[Do this]
Write out nothing but the lines from the first line of the entries below through the line with "const options = ['A', 'B', 'C', 'D'];"; no pictures go in.
───── Recorded information ─────
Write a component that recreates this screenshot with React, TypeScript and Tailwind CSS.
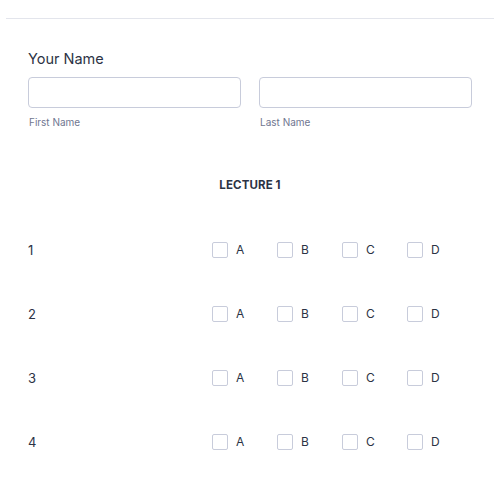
import React from 'react';

const questions = [1, 2, 3, 4];
const options = ['A', 'B', 'C', 'D'];

export default function App() {
  return (
    <div className="w-[500px] h-[484px] bg-white overflow-hidden text-[#2c3345]" style={{ fontFamily: 'Inter, "Noto Sans", sans-serif' }}>
      <div className="pt-[18px] px-[6px]">
        <div className="border-t border-[#e3e5ec]" />
      </div>

      {/* name field */}
      <div className="px-[28px] pt-[30px]">
        <div className="text-[14.5px] font-normal leading-[20px]">Your Name</div>
        <div className="flex gap-[18px] mt-[8px]">
          <div className="flex-1">
            <input className="w-full h-[31px] border border-[#c8ccdb] rounded-[4px] outline-none" />
            <div className="text-[10px] text-[#6f7690] mt-[7px] pl-[1px] leading-[14px]">First Name</div>
          </div>
          <div className="flex-1">
            <input className="w-full h-[31px] border border-[#c8ccdb] rounded-[4px] outline-none" />
            <div className="text-[10px] text-[#6f7690] mt-[7px] pl-[1px] leading-[14px]">Last Name</div>
          </div>
        </div>
      </div>

      {/* lecture heading */}
      <div className="text-center text-[11.5px] font-bold tracking-[0.01em] mt-[48px] leading-[16px]">LECTURE 1</div>

      {/* answer grid */}
      <div className="px-[28px] mt-[25px]">
        {questions.map((q) => (
          <div key={q} className="flex items-center h-[64px]">
            <div className="w-[184px] text-[13px] leading-[16px]">{q}</div>
            <div className="flex">
              {options.map((o) => (
                <label key={o} className="w-[65px] flex items-center gap-[8px]">
                  <span className="w-[16px] h-[16px] border border-[#c8ccdb] rounded-[2px] bg-white" />
                  <span className="text-[12px] leading-[16px]">{o}</span>
                </label>
              ))}
            </div>
          </div>
        ))}
      </div>
    </div>
  );
}
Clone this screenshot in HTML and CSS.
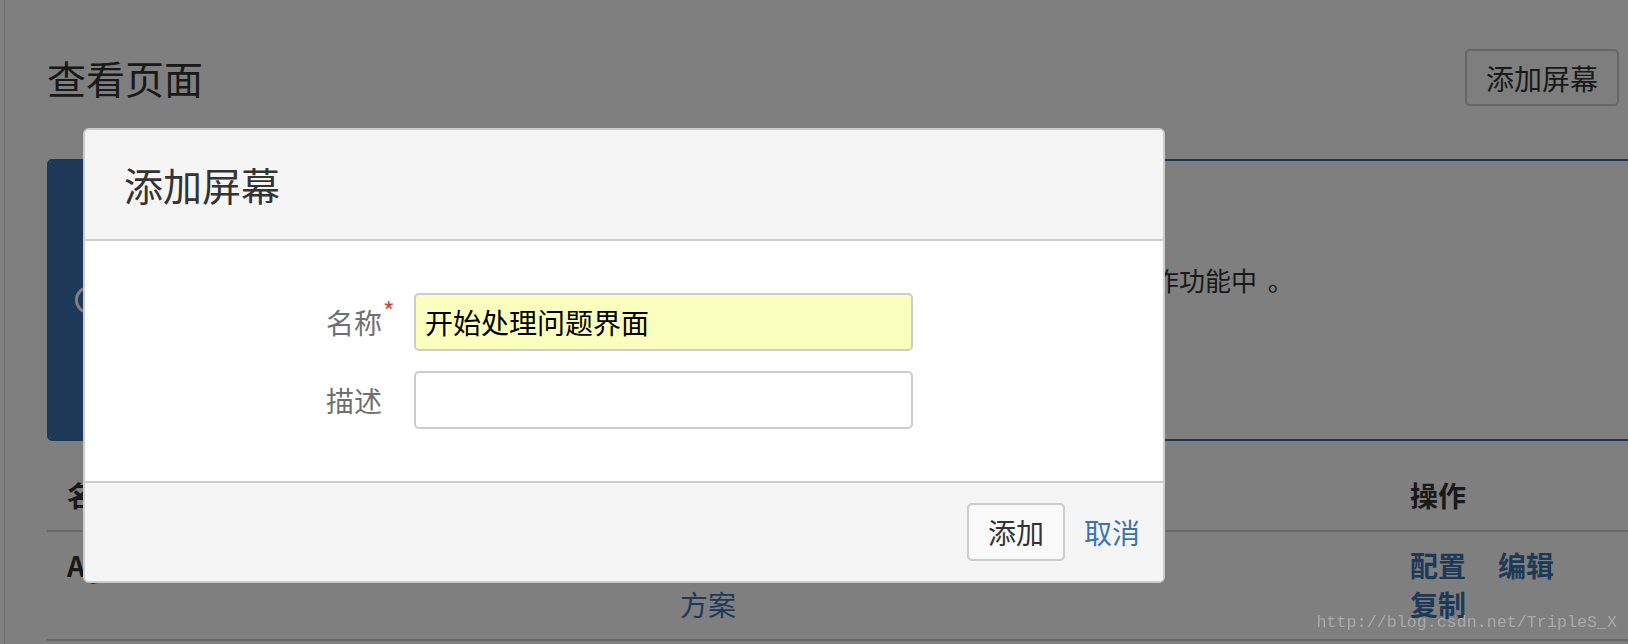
─────
[Answer for this exercise]
Write a component that recreates this screenshot with React, TypeScript and Tailwind CSS.
import React from 'react';

const questions = [1, 2, 3, 4];
const options = ['A', 'B', 'C', 'D'];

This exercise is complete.